▶ **What you will do**
Locate all lines in the data below that hold "this" and show them.

▶ **Supplied records**
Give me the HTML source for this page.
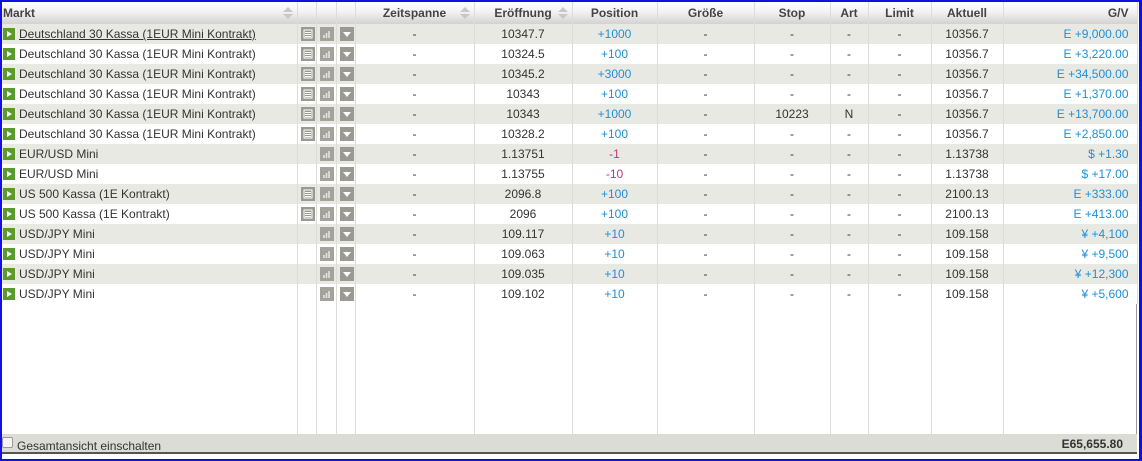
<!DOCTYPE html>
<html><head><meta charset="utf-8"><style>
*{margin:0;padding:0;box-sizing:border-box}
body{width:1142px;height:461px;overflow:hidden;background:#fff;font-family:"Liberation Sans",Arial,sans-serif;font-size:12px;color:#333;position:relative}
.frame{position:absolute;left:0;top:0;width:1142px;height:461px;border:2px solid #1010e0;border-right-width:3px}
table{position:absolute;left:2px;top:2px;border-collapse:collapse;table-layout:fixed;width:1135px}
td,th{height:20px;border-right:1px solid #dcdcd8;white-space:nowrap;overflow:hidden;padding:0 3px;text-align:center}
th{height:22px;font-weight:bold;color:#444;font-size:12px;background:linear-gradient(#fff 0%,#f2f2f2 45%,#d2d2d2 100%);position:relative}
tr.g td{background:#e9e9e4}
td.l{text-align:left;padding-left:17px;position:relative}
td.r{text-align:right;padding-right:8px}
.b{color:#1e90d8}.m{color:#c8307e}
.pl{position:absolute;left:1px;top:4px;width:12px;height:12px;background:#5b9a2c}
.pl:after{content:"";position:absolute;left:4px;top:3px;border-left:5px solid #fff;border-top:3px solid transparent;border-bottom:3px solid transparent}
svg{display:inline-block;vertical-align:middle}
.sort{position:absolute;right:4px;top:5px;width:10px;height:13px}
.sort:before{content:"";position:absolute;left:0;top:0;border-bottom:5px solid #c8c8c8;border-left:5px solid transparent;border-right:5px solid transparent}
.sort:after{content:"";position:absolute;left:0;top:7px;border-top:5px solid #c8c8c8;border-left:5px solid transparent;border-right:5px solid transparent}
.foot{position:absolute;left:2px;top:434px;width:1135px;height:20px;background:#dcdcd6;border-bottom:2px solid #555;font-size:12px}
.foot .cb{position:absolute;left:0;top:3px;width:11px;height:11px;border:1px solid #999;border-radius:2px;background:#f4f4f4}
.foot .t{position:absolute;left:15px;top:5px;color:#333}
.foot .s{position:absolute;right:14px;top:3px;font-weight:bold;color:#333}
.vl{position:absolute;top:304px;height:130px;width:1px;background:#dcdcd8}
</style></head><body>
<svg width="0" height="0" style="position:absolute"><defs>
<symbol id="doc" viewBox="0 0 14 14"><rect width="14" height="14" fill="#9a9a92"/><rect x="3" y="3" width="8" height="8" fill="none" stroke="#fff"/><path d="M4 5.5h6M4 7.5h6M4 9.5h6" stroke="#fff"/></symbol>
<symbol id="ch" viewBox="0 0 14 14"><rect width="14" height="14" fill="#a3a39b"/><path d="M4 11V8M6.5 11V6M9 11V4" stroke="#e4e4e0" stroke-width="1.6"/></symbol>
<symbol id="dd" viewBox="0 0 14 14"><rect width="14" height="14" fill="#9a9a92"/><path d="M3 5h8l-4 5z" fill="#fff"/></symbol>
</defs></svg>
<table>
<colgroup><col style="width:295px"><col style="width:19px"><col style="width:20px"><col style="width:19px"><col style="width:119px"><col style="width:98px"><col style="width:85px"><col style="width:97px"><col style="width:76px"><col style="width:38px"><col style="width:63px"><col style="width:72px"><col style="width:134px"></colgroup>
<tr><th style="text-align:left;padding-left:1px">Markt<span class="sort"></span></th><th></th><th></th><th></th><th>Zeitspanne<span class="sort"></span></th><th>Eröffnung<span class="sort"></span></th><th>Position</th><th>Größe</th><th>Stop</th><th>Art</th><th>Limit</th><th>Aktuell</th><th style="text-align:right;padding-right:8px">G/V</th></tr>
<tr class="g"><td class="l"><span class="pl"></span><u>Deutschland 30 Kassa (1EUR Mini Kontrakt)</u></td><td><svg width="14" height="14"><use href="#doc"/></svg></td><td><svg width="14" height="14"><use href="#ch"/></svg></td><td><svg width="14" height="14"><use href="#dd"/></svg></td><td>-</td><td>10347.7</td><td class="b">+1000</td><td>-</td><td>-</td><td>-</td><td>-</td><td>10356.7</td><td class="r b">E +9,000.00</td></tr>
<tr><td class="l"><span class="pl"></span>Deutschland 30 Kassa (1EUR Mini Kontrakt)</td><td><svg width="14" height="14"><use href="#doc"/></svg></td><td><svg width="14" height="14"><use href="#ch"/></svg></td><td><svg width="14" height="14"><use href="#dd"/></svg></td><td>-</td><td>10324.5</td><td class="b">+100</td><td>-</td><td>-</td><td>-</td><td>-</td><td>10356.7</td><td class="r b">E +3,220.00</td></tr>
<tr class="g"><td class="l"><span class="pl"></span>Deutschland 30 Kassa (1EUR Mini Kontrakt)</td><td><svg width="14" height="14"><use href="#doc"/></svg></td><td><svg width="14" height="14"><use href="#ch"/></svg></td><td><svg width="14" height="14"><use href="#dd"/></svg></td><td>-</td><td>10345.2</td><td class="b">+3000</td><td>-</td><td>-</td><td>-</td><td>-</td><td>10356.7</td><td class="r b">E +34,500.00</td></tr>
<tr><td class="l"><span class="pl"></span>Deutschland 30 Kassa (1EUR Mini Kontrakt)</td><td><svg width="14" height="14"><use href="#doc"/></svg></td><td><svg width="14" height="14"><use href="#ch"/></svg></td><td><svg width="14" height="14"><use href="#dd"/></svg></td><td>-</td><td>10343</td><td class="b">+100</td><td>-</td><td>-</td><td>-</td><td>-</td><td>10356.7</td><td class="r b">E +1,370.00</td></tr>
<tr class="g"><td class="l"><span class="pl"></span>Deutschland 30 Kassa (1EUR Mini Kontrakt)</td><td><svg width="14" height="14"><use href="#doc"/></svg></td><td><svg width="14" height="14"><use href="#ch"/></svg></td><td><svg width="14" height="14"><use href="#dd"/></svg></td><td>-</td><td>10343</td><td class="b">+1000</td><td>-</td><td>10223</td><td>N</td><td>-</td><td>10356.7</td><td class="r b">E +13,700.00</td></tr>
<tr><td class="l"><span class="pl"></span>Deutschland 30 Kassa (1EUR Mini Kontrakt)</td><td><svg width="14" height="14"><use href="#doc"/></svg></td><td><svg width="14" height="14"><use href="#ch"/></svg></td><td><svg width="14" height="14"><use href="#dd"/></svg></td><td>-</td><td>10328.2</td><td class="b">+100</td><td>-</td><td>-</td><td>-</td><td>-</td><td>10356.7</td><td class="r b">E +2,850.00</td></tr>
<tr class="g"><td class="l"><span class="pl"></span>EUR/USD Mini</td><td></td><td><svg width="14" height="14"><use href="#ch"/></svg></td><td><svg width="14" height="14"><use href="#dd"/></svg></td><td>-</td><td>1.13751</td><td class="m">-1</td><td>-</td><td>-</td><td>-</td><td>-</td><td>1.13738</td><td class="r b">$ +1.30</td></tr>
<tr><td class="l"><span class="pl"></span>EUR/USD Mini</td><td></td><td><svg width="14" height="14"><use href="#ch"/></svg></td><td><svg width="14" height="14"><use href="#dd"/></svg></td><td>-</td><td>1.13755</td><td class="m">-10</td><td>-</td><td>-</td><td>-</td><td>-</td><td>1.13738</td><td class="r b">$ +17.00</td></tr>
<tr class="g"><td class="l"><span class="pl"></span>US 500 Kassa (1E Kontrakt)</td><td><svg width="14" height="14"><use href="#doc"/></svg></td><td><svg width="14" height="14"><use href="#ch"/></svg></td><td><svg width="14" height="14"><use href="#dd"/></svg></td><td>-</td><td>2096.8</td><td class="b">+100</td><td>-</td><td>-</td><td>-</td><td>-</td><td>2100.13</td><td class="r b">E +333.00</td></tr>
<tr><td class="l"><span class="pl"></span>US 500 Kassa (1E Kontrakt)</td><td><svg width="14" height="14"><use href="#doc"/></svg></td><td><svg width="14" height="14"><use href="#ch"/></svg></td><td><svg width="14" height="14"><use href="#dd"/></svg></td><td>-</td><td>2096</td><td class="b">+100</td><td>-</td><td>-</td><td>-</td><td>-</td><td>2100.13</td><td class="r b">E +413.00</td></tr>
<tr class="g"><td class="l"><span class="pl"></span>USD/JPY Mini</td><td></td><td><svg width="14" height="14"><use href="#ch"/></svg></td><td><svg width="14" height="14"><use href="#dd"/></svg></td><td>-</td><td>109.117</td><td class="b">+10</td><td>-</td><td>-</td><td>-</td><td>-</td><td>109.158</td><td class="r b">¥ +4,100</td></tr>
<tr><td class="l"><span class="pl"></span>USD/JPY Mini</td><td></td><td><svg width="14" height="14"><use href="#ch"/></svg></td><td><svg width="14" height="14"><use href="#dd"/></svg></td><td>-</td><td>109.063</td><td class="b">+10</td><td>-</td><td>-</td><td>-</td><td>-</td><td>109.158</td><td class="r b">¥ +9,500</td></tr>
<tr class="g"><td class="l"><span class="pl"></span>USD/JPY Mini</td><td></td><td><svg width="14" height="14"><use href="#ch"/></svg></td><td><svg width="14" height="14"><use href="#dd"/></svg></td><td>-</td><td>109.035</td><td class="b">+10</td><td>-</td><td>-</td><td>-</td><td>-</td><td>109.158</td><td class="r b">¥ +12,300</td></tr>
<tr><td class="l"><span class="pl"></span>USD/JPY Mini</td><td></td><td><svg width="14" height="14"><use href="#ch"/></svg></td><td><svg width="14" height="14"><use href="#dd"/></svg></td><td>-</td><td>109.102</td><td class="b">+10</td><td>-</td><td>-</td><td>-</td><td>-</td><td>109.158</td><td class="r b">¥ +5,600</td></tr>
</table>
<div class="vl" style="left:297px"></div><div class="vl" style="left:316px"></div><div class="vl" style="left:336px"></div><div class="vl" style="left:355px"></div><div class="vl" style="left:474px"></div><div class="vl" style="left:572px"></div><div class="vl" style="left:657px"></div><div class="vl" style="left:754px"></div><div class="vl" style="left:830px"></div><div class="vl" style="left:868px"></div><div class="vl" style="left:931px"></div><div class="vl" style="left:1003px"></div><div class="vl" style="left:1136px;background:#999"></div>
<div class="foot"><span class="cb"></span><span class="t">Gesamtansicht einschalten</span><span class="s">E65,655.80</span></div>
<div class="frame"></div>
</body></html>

...

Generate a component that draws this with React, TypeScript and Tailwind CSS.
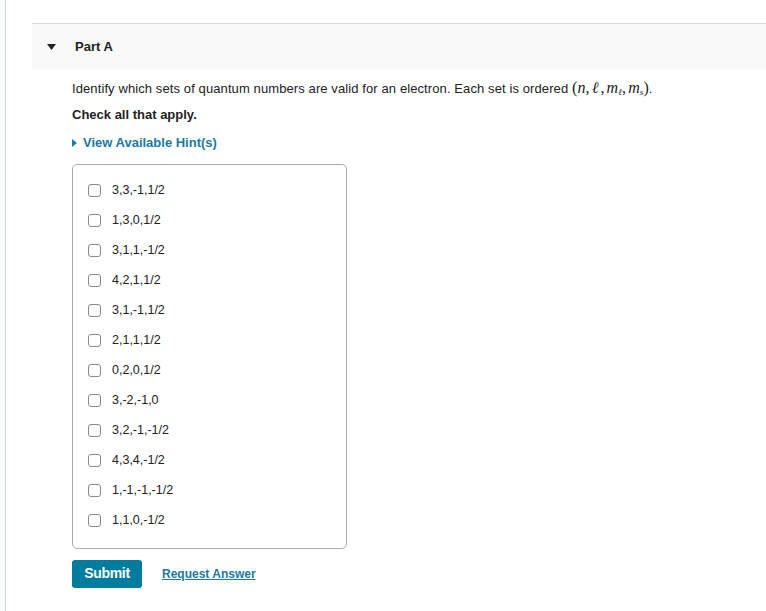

▶ **Exercise response**
Give me the HTML source for this page.
Generate a component that draws this with React, TypeScript and Tailwind CSS.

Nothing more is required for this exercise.